Finding the cluster centers in kernel k-means clustering

Question

I think this is the most easily understood topic in Kernel K Means Clustering. But assuming that I am not an expert in Machine Learning, can someone tell me how does someone calculate Kernel K means clustering centres?
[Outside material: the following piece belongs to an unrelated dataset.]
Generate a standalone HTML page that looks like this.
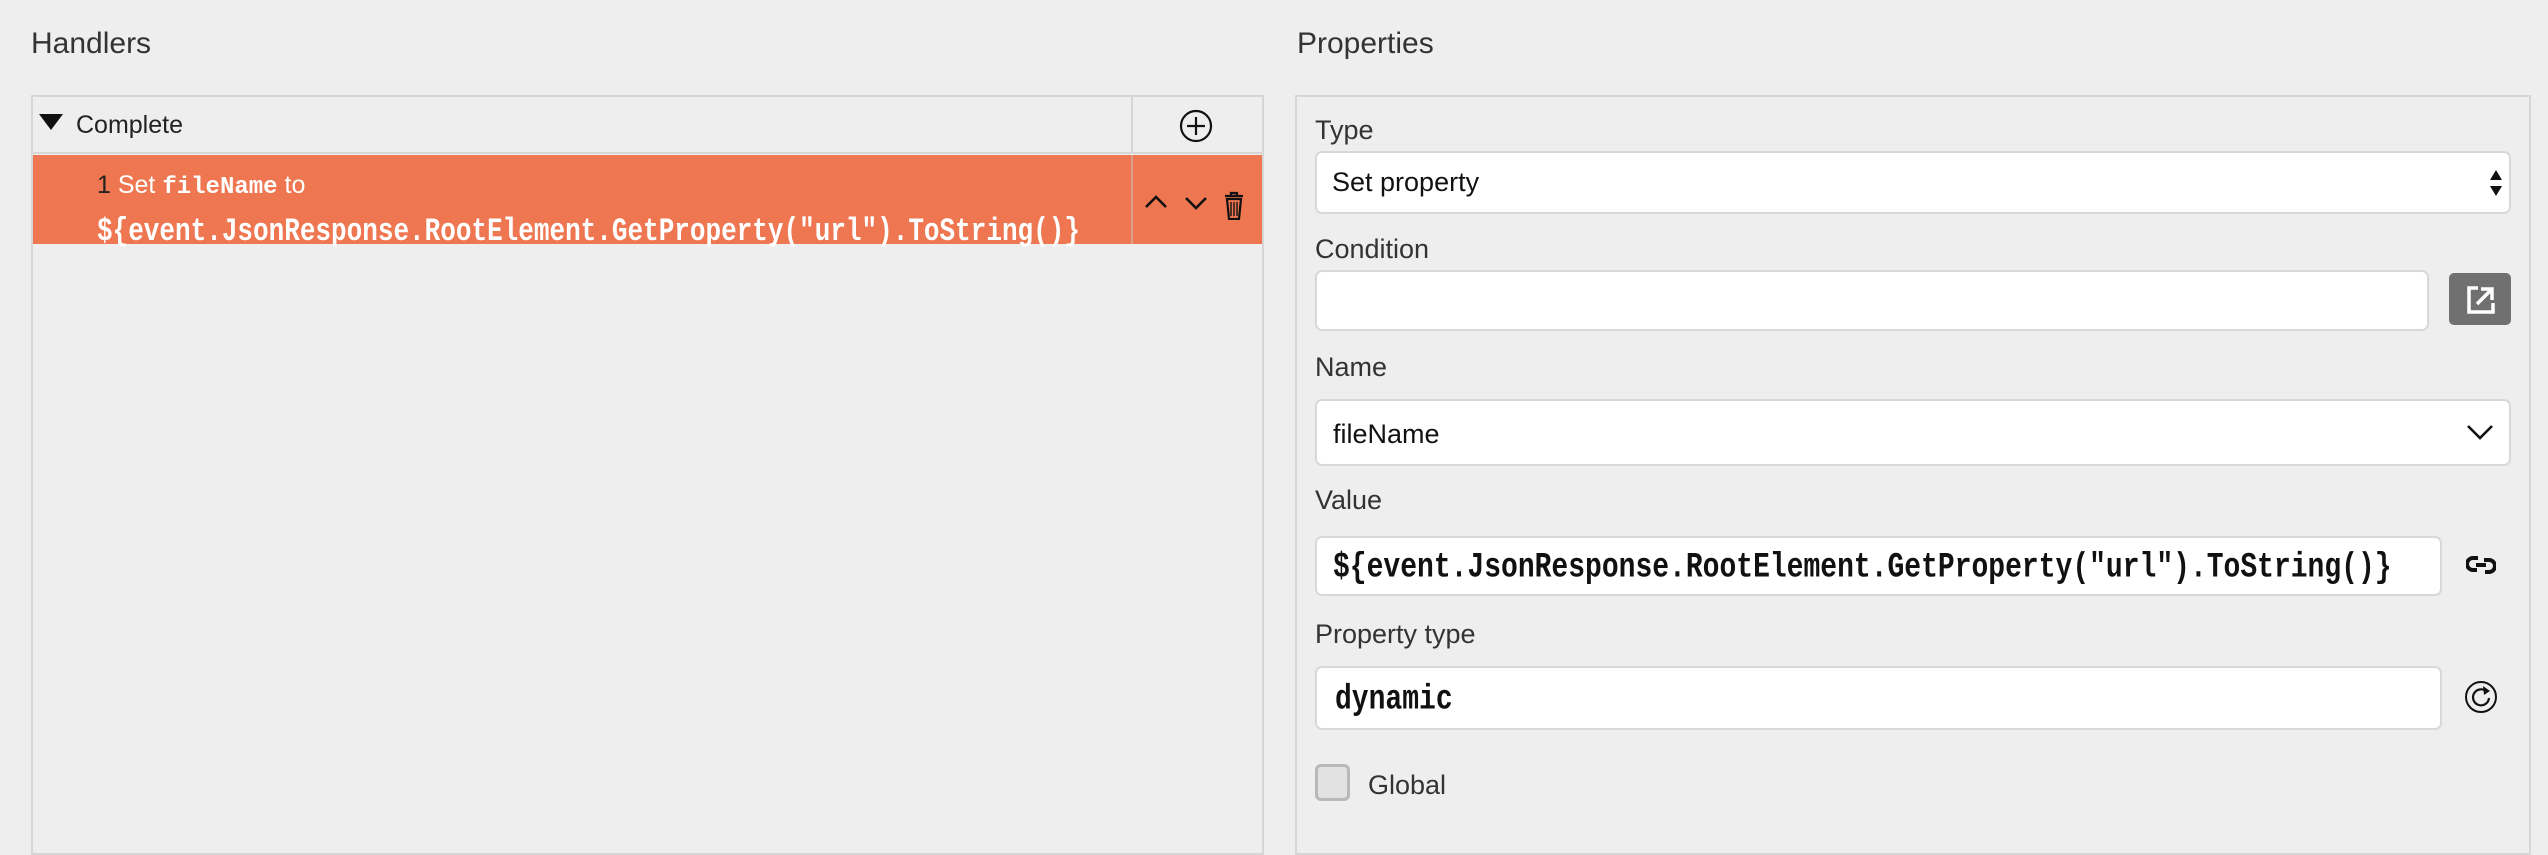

From what I know, we take mean of all points in a cluster for normal k means. But in case of Kernel K means, we need to take mean of all points in feature space (which can be of infinite dimension). Certainly, for each kernel, its feature map is not known. How can someone then calculate kernel k means centres of clusters?

Answer 1

I think I found an answer. All you need to do in Kernel K means is to compute $$ C^{(t+1)}(i) = argmin_k \{K(x_i,x_i) -\frac{2}{N_k}{\Sigma_{l\epsilon C^{t}_k}}K(x_i,x_l) +\frac{1}{N_k^2} {\Sigma_{{l,{l`}}\epsilon C^{t}_k} }K(x_l,x_{l`})\} ...(1) $$

So this is the only operation that needs to be done. One need not to know each cluster center in high dimensional space. Just compute $(1)$ again and again till the algorithm converges.

Algorithm:

Step 1: Assign Random Cluster to points (Known as clsuter map $ C(i):= \{k: i\rightarrow k\}$ i.e point $i$ is assigned to cluster $k$

Step 2: For each point perform $(1)$ above and assign new $C(i)$.

Just to be more clear at this step:

$\rightarrow$After running this step for $(t-1)^{th} iteration $, you get a new $C^{(t)}(i)$ which will be used in (1) again to calculate $C^{(t+1)}(i)$

$\rightarrow$ So each iteration assigns new $C(i)$.Hence, $C^{(t)}(i)$ keeps on changing ( which is representative of cluster means).

Step 3: Repeat 2 above till the point assignments do not change or any of your error metric is stable. (I am not sure about the error metric that should be used)

New Point:

Each new point will be classified according to $(1)$ above.

Answer 2

You can't compute the cluster centers. If we let $\Phi\::\: \mathbb{R}^p \to F$ be the map into the unknown feature space, then the center for a cluster $C_m$ is $$ \mu_m^\Phi = \frac{1}{n_m}\sum_{x_i \in C_m} \Phi(x_i),$$

where $n_m$ is the number of observations in cluster $C_m$. But, we don't know what $\Phi$ is (which is why we are using a kernel), and therefore we don't know $\mu_m^\Phi$.

The reason that we don't need to know $\mu_m^\Phi$ when performing kernel k-means is that during each iteration, a point $x$ is assigned to the cluster $C_m$ which minimizes

$$ \begin{align} ||\Phi(x) - \mu_m^\Phi||^2 &= \Phi(x)^\top\Phi(x) - \frac{1}{n_m}\sum_{x_i \in C_m}\Phi(x_i)^\top\Phi(x) - \frac{1}{n_m}\sum_{x_i \in C_m}\Phi(x)^\top\Phi(x_i) \\ &\phantom{=} + \frac{1}{n_m^2}\sum_{x_i \in C_m}\sum_{x_j \in C_m}\Phi(x_i)^\top\Phi(x_j) \\ &= K(x, x) - \frac{2}{n_m}\sum_{x_i \in C_m}K(x, x_i) + \frac{1}{n_m^2}\sum_{x_i \in C_m}\sum_{x_j \in C_m}K(x_i, x_j), \end{align} $$ assuming $K$ is a Mercer kernel.